WHAT THE TASK REQUIRES - Restate each of the lines given below, word for word.

SOURCE EXCERPT -
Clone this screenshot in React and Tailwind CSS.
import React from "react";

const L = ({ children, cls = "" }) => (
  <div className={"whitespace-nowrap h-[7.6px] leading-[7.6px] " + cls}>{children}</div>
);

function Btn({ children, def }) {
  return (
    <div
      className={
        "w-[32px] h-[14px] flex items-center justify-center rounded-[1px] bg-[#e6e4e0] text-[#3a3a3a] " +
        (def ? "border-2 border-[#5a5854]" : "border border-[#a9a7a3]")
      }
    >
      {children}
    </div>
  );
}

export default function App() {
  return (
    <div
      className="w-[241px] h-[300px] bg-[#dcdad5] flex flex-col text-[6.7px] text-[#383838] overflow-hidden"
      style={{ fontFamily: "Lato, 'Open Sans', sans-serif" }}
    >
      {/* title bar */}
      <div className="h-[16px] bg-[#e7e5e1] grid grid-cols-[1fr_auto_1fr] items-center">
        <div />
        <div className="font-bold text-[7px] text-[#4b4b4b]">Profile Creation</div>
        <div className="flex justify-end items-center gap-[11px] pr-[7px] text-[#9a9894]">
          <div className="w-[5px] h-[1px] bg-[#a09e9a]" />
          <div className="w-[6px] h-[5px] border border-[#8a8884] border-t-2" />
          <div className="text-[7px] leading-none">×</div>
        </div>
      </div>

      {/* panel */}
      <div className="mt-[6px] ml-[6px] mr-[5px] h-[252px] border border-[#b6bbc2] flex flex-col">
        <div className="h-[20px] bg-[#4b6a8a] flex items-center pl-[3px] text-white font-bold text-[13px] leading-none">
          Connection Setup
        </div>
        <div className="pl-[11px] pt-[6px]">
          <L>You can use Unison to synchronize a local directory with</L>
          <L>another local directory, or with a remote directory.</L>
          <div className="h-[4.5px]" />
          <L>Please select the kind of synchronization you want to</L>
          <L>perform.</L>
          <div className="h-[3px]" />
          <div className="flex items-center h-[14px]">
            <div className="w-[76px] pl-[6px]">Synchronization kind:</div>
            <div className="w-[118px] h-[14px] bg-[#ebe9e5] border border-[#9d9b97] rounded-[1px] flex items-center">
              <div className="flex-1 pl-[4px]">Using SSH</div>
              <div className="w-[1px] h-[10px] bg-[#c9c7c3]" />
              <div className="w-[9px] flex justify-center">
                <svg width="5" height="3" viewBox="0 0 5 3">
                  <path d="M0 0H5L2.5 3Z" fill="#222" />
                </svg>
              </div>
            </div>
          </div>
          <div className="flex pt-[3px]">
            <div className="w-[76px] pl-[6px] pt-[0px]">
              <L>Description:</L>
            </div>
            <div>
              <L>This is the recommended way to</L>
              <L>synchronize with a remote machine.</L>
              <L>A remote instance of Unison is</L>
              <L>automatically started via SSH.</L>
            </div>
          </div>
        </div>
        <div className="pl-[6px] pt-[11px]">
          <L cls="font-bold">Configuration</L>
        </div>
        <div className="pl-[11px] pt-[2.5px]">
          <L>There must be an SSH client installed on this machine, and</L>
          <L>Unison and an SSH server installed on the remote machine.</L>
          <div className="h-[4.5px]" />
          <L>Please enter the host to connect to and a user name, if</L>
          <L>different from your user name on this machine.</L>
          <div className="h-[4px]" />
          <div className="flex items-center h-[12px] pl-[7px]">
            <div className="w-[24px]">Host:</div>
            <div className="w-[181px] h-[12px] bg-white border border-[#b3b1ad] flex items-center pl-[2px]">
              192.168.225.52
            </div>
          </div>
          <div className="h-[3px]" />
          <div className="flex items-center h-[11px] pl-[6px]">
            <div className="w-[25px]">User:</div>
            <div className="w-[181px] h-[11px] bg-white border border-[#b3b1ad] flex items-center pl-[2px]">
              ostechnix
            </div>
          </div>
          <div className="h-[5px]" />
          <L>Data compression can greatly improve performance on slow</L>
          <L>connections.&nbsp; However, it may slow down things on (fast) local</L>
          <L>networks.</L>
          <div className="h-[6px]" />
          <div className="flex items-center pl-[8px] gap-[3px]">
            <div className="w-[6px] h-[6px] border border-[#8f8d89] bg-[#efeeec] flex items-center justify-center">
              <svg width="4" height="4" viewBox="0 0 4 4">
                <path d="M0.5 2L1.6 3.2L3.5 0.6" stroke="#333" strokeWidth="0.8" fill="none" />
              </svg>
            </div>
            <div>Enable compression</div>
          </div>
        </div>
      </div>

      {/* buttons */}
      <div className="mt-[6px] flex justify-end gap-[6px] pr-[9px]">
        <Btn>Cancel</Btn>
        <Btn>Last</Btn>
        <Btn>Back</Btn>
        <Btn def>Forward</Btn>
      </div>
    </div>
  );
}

EXERCISE SOLUTION -
Clone this screenshot in React and Tailwind CSS.
import React from "react";

const L = ({ children, cls = "" }) => (
  <div className={"whitespace-nowrap h-[7.6px] leading-[7.6px] " + cls}>{children}</div>
);

function Btn({ children, def }) {
  return (
    <div
      className={
        "w-[32px] h-[14px] flex items-center justify-center rounded-[1px] bg-[#e6e4e0] text-[#3a3a3a] " +
        (def ? "border-2 border-[#5a5854]" : "border border-[#a9a7a3]")
      }
    >
      {children}
    </div>
  );
}

export default function App() {
  return (
    <div
      className="w-[241px] h-[300px] bg-[#dcdad5] flex flex-col text-[6.7px] text-[#383838] overflow-hidden"
      style={{ fontFamily: "Lato, 'Open Sans', sans-serif" }}
    >
      {/* title bar */}
      <div className="h-[16px] bg-[#e7e5e1] grid grid-cols-[1fr_auto_1fr] items-center">
        <div />
        <div className="font-bold text-[7px] text-[#4b4b4b]">Profile Creation</div>
        <div className="flex justify-end items-center gap-[11px] pr-[7px] text-[#9a9894]">
          <div className="w-[5px] h-[1px] bg-[#a09e9a]" />
          <div className="w-[6px] h-[5px] border border-[#8a8884] border-t-2" />
          <div className="text-[7px] leading-none">×</div>
        </div>
      </div>

      {/* panel */}
      <div className="mt-[6px] ml-[6px] mr-[5px] h-[252px] border border-[#b6bbc2] flex flex-col">
        <div className="h-[20px] bg-[#4b6a8a] flex items-center pl-[3px] text-white font-bold text-[13px] leading-none">
          Connection Setup
        </div>
        <div className="pl-[11px] pt-[6px]">
          <L>You can use Unison to synchronize a local directory with</L>
          <L>another local directory, or with a remote directory.</L>
          <div className="h-[4.5px]" />
          <L>Please select the kind of synchronization you want to</L>
          <L>perform.</L>
          <div className="h-[3px]" />
          <div className="flex items-center h-[14px]">
            <div className="w-[76px] pl-[6px]">Synchronization kind:</div>
            <div className="w-[118px] h-[14px] bg-[#ebe9e5] border border-[#9d9b97] rounded-[1px] flex items-center">
              <div className="flex-1 pl-[4px]">Using SSH</div>
              <div className="w-[1px] h-[10px] bg-[#c9c7c3]" />
              <div className="w-[9px] flex justify-center">
                <svg width="5" height="3" viewBox="0 0 5 3">
                  <path d="M0 0H5L2.5 3Z" fill="#222" />
                </svg>
              </div>
            </div>
          </div>
          <div className="flex pt-[3px]">
            <div className="w-[76px] pl-[6px] pt-[0px]">
              <L>Description:</L>
            </div>
            <div>
              <L>This is the recommended way to</L>
              <L>synchronize with a remote machine.</L>
              <L>A remote instance of Unison is</L>
              <L>automatically started via SSH.</L>
            </div>
          </div>
        </div>
        <div className="pl-[6px] pt-[11px]">
          <L cls="font-bold">Configuration</L>
        </div>
        <div className="pl-[11px] pt-[2.5px]">
          <L>There must be an SSH client installed on this machine, and</L>
          <L>Unison and an SSH server installed on the remote machine.</L>
          <div className="h-[4.5px]" />
          <L>Please enter the host to connect to and a user name, if</L>
          <L>different from your user name on this machine.</L>
          <div className="h-[4px]" />
          <div className="flex items-center h-[12px] pl-[7px]">
            <div className="w-[24px]">Host:</div>
            <div className="w-[181px] h-[12px] bg-white border border-[#b3b1ad] flex items-center pl-[2px]">
              192.168.225.52
            </div>
          </div>
          <div className="h-[3px]" />
          <div className="flex items-center h-[11px] pl-[6px]">
            <div className="w-[25px]">User:</div>
            <div className="w-[181px] h-[11px] bg-white border border-[#b3b1ad] flex items-center pl-[2px]">
              ostechnix
            </div>
          </div>
          <div className="h-[5px]" />
          <L>Data compression can greatly improve performance on slow</L>
          <L>connections.&nbsp; However, it may slow down things on (fast) local</L>
          <L>networks.</L>
          <div className="h-[6px]" />
          <div className="flex items-center pl-[8px] gap-[3px]">
            <div className="w-[6px] h-[6px] border border-[#8f8d89] bg-[#efeeec] flex items-center justify-center">
              <svg width="4" height="4" viewBox="0 0 4 4">
                <path d="M0.5 2L1.6 3.2L3.5 0.6" stroke="#333" strokeWidth="0.8" fill="none" />
              </svg>
            </div>
            <div>Enable compression</div>
          </div>
        </div>
      </div>

      {/* buttons */}
      <div className="mt-[6px] flex justify-end gap-[6px] pr-[9px]">
        <Btn>Cancel</Btn>
        <Btn>Last</Btn>
        <Btn>Back</Btn>
        <Btn def>Forward</Btn>
      </div>
    </div>
  );
}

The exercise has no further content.